■ Raw data
○ ○ ○ ○ ○ ○ ○
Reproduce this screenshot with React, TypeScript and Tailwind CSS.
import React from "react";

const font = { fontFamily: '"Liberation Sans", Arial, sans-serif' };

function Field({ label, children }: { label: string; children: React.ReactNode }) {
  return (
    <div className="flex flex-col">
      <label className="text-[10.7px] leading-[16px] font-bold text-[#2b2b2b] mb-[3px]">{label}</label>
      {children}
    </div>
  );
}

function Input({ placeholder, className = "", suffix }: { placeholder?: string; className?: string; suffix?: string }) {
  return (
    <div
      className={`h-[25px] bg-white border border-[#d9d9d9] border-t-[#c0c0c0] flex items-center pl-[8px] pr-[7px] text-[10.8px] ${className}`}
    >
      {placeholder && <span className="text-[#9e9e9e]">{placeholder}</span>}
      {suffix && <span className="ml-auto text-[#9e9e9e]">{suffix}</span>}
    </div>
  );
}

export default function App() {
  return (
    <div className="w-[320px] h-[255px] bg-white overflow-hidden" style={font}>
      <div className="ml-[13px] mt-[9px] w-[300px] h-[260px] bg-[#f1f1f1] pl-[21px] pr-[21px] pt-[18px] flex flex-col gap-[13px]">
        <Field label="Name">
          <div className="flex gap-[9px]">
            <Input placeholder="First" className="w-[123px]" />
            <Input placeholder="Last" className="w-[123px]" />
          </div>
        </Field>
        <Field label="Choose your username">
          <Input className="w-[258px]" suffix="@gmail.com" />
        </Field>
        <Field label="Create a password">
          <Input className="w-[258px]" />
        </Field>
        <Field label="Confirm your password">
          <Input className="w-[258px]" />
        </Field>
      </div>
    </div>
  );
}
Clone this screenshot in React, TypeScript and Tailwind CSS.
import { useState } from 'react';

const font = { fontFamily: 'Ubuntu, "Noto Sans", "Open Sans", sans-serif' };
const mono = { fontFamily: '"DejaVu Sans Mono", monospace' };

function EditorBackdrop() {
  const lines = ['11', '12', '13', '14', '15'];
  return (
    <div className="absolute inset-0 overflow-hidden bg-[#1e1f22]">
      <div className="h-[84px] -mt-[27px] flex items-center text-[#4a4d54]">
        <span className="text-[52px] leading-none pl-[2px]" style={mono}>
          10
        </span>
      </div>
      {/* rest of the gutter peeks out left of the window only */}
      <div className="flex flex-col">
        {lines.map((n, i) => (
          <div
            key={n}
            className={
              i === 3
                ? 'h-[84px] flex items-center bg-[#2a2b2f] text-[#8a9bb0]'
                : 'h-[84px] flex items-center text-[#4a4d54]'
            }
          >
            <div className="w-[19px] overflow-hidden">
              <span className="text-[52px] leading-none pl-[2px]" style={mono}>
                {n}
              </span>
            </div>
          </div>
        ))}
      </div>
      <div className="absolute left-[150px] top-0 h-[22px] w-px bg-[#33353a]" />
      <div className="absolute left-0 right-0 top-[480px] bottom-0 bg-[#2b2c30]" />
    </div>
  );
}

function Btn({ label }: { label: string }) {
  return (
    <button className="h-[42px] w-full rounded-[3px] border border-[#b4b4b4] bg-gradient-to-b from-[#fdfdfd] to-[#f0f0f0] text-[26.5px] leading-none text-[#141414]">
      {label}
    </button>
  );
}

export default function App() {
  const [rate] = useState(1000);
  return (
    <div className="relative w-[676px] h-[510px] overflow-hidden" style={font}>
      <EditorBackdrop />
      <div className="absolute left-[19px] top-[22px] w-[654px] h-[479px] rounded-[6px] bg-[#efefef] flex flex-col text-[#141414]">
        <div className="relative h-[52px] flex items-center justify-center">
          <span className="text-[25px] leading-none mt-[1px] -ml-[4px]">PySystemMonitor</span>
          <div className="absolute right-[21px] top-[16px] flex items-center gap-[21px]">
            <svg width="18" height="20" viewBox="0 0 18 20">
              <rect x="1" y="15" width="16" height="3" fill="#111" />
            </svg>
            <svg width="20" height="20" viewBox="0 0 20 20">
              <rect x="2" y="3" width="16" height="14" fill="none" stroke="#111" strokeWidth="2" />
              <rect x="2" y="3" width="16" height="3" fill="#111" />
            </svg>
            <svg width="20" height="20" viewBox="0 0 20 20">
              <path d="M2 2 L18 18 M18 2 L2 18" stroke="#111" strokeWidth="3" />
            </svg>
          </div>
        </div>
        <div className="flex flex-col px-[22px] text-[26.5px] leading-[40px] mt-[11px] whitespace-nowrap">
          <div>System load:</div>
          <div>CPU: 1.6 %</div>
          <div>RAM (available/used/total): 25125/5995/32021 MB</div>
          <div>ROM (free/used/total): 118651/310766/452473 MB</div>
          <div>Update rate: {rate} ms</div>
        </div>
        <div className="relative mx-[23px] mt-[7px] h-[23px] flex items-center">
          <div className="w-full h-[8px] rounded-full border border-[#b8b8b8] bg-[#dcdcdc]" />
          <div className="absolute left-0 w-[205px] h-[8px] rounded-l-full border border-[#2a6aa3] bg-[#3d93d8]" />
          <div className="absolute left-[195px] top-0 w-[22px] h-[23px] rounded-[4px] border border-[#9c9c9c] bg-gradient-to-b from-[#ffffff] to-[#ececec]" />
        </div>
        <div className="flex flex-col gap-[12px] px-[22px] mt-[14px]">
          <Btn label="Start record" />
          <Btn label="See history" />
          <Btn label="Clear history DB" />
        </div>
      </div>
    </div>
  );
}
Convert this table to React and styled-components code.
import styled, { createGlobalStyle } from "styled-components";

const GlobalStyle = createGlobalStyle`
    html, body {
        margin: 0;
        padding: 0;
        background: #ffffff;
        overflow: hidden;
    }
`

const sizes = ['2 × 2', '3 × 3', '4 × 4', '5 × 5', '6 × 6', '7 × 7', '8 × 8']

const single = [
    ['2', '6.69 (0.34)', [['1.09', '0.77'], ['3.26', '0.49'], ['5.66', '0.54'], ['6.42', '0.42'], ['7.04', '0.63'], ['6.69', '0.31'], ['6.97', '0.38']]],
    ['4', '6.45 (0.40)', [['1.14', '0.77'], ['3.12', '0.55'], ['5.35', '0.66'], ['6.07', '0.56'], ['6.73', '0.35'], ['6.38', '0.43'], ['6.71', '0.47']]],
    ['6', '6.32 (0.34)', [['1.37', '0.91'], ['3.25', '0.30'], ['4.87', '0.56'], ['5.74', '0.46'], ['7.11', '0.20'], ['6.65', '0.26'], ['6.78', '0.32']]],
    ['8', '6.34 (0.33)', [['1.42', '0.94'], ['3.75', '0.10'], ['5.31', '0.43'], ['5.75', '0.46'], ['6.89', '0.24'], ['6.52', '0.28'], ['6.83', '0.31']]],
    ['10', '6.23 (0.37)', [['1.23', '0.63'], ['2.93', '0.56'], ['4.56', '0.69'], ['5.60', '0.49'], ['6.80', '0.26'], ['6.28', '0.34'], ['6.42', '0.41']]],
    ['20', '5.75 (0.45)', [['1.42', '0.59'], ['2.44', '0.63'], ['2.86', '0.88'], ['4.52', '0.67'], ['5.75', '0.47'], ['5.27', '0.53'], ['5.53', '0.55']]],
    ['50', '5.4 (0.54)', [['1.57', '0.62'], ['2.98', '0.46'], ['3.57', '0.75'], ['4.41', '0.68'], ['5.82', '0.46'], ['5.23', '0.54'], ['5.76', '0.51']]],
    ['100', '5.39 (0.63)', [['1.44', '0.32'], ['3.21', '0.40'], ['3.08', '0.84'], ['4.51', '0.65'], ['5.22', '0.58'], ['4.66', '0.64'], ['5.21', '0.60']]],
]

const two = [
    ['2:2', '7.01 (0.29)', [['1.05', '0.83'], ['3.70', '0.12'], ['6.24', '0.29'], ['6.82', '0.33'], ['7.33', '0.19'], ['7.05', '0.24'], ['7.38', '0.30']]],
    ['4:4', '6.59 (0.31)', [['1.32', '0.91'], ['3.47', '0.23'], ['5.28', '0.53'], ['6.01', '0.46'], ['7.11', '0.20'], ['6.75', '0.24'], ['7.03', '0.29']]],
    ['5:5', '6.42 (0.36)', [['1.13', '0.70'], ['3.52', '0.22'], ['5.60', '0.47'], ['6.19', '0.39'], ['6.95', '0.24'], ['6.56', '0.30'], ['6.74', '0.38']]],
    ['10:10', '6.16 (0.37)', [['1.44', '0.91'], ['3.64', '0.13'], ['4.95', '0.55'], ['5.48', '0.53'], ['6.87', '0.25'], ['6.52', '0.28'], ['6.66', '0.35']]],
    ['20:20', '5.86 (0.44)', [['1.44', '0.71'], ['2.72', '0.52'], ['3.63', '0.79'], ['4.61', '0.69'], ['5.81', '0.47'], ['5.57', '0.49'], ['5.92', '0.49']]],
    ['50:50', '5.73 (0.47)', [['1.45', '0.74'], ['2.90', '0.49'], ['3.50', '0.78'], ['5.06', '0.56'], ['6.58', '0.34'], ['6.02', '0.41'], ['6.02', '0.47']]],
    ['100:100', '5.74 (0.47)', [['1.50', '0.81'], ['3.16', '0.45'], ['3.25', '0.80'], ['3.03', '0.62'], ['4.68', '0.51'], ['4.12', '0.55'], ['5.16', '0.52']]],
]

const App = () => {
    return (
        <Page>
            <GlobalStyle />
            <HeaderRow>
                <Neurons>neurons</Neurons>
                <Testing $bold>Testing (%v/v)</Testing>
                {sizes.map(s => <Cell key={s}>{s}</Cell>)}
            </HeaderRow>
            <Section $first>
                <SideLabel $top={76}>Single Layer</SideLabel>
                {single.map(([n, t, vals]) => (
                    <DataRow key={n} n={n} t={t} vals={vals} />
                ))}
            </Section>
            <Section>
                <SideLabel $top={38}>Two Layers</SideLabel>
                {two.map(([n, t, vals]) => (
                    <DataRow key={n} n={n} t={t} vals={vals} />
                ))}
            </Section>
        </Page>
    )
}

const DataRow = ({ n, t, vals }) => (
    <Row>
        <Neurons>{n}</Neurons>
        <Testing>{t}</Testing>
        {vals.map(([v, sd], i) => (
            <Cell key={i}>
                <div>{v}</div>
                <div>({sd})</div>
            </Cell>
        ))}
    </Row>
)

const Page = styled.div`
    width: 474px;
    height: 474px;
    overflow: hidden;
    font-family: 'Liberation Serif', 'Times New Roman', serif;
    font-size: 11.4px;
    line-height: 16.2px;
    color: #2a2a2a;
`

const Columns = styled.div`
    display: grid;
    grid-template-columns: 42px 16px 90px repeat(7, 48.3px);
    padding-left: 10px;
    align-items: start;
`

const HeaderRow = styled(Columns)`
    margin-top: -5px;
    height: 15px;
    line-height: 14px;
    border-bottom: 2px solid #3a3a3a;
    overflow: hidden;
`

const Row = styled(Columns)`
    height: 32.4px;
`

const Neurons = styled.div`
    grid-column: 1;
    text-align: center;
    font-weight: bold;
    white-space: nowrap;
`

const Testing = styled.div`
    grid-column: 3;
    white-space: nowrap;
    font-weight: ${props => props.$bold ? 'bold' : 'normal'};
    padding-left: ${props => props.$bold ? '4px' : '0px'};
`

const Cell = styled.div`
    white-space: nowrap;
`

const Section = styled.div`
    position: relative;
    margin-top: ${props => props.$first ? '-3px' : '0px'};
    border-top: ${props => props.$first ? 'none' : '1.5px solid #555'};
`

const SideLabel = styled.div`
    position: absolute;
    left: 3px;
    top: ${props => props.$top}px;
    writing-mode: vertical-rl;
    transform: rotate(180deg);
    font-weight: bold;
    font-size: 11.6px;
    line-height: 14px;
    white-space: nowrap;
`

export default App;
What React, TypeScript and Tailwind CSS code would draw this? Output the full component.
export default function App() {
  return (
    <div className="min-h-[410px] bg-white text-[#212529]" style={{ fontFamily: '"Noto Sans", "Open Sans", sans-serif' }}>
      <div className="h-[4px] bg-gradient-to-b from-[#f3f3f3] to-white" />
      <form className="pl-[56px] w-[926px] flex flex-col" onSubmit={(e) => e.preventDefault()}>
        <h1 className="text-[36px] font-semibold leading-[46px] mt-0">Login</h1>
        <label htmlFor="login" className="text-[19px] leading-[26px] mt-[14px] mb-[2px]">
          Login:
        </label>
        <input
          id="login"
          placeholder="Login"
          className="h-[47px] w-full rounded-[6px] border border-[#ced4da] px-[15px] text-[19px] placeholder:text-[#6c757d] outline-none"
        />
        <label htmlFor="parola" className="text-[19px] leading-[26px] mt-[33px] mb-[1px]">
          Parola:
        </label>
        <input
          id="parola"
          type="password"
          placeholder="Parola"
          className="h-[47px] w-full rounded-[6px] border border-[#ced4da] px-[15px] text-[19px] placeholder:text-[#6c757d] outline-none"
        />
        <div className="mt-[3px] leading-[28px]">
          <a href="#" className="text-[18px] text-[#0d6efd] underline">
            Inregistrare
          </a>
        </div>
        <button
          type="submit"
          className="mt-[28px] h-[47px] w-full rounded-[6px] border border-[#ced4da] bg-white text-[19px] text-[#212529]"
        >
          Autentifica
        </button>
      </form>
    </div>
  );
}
○ ○ ○ ○ ○ ○ ○
■ Exercise brief
Quote the lines that begin at the line containing "Convert this table" and end at the line containing "const sizes = ['2", keeping both of those lines.

■ Output of the exercise
Convert this table to React and styled-components code.
import styled, { createGlobalStyle } from "styled-components";

const GlobalStyle = createGlobalStyle`
    html, body {
        margin: 0;
        padding: 0;
        background: #ffffff;
        overflow: hidden;
    }
`

const sizes = ['2 × 2', '3 × 3', '4 × 4', '5 × 5', '6 × 6', '7 × 7', '8 × 8']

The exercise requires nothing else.